Mary Travers sees a positive sign in the popular successes of new folk artists, and of musicians who are performing songs of conscience. "The fact that there are singer-songwriters dealing with substantive issues is encouraging," she asserts. "It’s important for young people to perceive that there are acceptable avenues of dissent, because we live in a world where dissent is hard-pressed; treated as if it were unpatriotic. I’ve always liked the concept of the loyal opposition. It allows for dissent to be a respectable part of the whole."

Along with the pitfall of pessimism, which Mary views as "a self-fulfilling prophecy," she considers one of the greatest dangers to be apathy. "All of us are subject to being passive to the social ills around us.

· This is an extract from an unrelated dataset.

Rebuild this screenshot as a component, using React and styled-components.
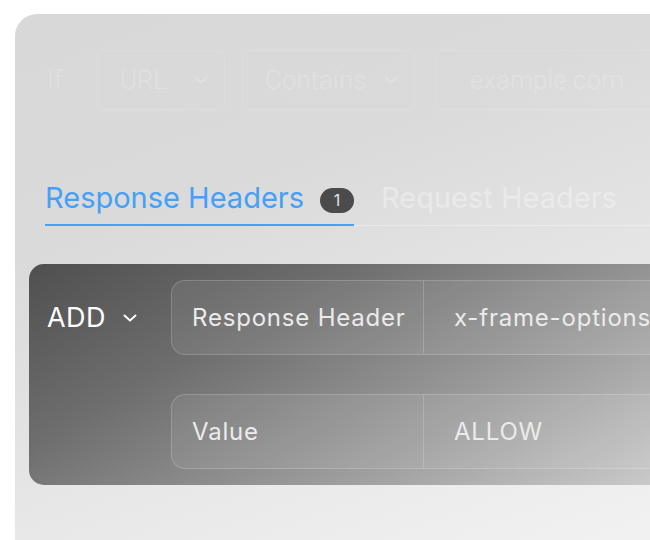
import React from "react";
import styled, { createGlobalStyle } from "styled-components";

const GlobalStyle = createGlobalStyle`
  html, body {
    margin: 0;
    padding: 0;
    background: #ffffff;
    overflow: hidden;
  }
  body {
    font-family: "Inter", "Liberation Sans", sans-serif;
  }
`;

const Page = styled.div`
  width: 650px;
  height: 540px;
  padding: 14px 0 0 15px;
  box-sizing: border-box;
  overflow: hidden;
`;

const Card = styled.div`
  width: 700px;
  height: 560px;
  box-sizing: border-box;
  padding-top: 36px;
  border-radius: 22px 0 0 0;
  background: linear-gradient(160deg, #d8d8d8 0%, #dadada 30%, #e8e8e8 65%, #f4f4f4 100%);
`;

const RuleRow = styled.div`
  display: flex;
  align-items: center;
  height: 60px;
  padding-left: 32px;
  font-family: "Roboto", "Liberation Sans", sans-serif;
  font-weight: 300;
  font-size: 26px;
  color: rgba(255, 255, 255, 0.22);
`;

const RuleWord = styled.span`
  width: 50px;
`;

const RuleBox = styled.div`
  display: flex;
  align-items: center;
  justify-content: space-between;
  box-sizing: border-box;
  width: ${(p) => p.$w}px;
  height: 60px;
  margin-right: ${(p) => p.$gap || 0}px;
  padding: 0 16px 0 ${(p) => p.$pl || 22}px;
  border: 1px solid rgba(255, 255, 255, 0.12);
  border-radius: 6px;
`;

const TabsBar = styled.div`
  display: flex;
  align-items: flex-end;
  margin-top: 70px;
  margin-left: 30px;
  border-bottom: 1px solid rgba(255, 255, 255, 0.3);
`;

const Tab = styled.div`
  display: flex;
  align-items: center;
  gap: 16px;
  margin-right: 27px;
  padding-bottom: 8px;
  margin-bottom: -1px;
  font-size: 29px;
  line-height: 36px;
  color: ${(p) => (p.$active ? "#45a0f6" : "rgba(255, 255, 255, 0.35)")};
  border-bottom: 2px solid ${(p) => (p.$active ? "#45a0f6" : "transparent")};
`;

const Badge = styled.span`
  display: inline-flex;
  align-items: center;
  justify-content: center;
  width: 34px;
  height: 25px;
  margin-top: 4px;
  border-radius: 13px;
  background: #4b4b4b;
  color: #e4e4e4;
  font-size: 16px;
  line-height: 1;
`;

const Panel = styled.div`
  display: flex;
  width: 700px;
  margin: 38px 0 0 14px;
  padding: 16px 0 16px 18px;
  box-sizing: border-box;
  border-radius: 15px 0 0 15px;
  background: linear-gradient(151deg, #4f4f4f 0%, #6e6e6e 30%, #a6a6a6 70%, #d4d4d4 100%);
`;

const ActionCol = styled.div`
  display: flex;
  align-items: center;
  gap: 17px;
  width: 124px;
  height: 75px;
  color: #ffffff;
  font-size: 27px;
  letter-spacing: 0.4px;
`;

const Fields = styled.div`
  display: flex;
  flex-direction: column;
  gap: 39px;
  flex: 1;
`;

const FieldGroup = styled.div`
  display: flex;
  height: 75px;
  box-sizing: border-box;
  border: 1.5px solid rgba(255, 255, 255, 0.18);
  border-right: none;
  border-radius: 14px 0 0 14px;
  background: rgba(255, 255, 255, 0.07);
  color: #ebebeb;
  font-size: 24px;
  letter-spacing: 0.8px;
`;

const FieldCell = styled.div`
  display: flex;
  align-items: center;
  box-sizing: border-box;
  width: ${(p) => (p.$w ? `${p.$w}px` : "auto")};
  flex: ${(p) => (p.$w ? "none" : 1)};
  padding-left: ${(p) => p.$pl}px;
  border-right: ${(p) => (p.$w ? "1.5px solid rgba(255,255,255,0.18)" : "none")};
  white-space: nowrap;
`;

const Chevron = ({ color = "currentColor" }) => (
  <svg width="14" height="8" viewBox="0 0 14 8" fill="none">
    <path d="M1.5 1.5 7 6.5l5.5-5" stroke={color} strokeWidth="1.9" strokeLinecap="round" strokeLinejoin="round" />
  </svg>
);

const rows = [
  { label: "Response Header", value: "x-frame-options" },
  { label: "Value", value: "ALLOW" },
];

export default function App() {
  return (
    <Page>
      <GlobalStyle />
      <Card>
        <RuleRow>
          <RuleWord>If</RuleWord>
          <RuleBox $w={128} $gap={17}>
            URL <Chevron />
          </RuleBox>
          <RuleBox $w={173} $gap={20}>
            Contains <Chevron />
          </RuleBox>
          <RuleBox $w={230} $pl={34}>
            example.com
          </RuleBox>
        </RuleRow>

        <TabsBar>
          <Tab $active>
            Response Headers <Badge>1</Badge>
          </Tab>
          <Tab>Request Headers</Tab>
        </TabsBar>

        <Panel>
          <ActionCol>
            ADD <Chevron />
          </ActionCol>
          <Fields>
            {rows.map((r) => (
              <FieldGroup key={r.label}>
                <FieldCell $w={252} $pl={20}>{r.label}</FieldCell>
                <FieldCell $pl={30}>{r.value}</FieldCell>
              </FieldGroup>
            ))}
          </Fields>
        </Panel>
      </Card>
    </Page>
  );
}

It’s a struggle not to become, by staying silent, an accomplice."

"Fortunately for me," she adds, "my work is an extra reminder. Folk music has always contained a concern for the human condition. And since it brings people into it from different points of view, that can help illuminate what a consensus might be to important issues."

Mary Travers conveys a sense of quiet acceptance when she talks about the challenges that lie ahead. "I’m not telling people how to fix a problem, that’s not my job. I can only be a witness to what I see, to pose questions and trust that individuals will find their own answers. It’s not even my job to assess whether I’ve been successful at that. It’s only my job to continue to try."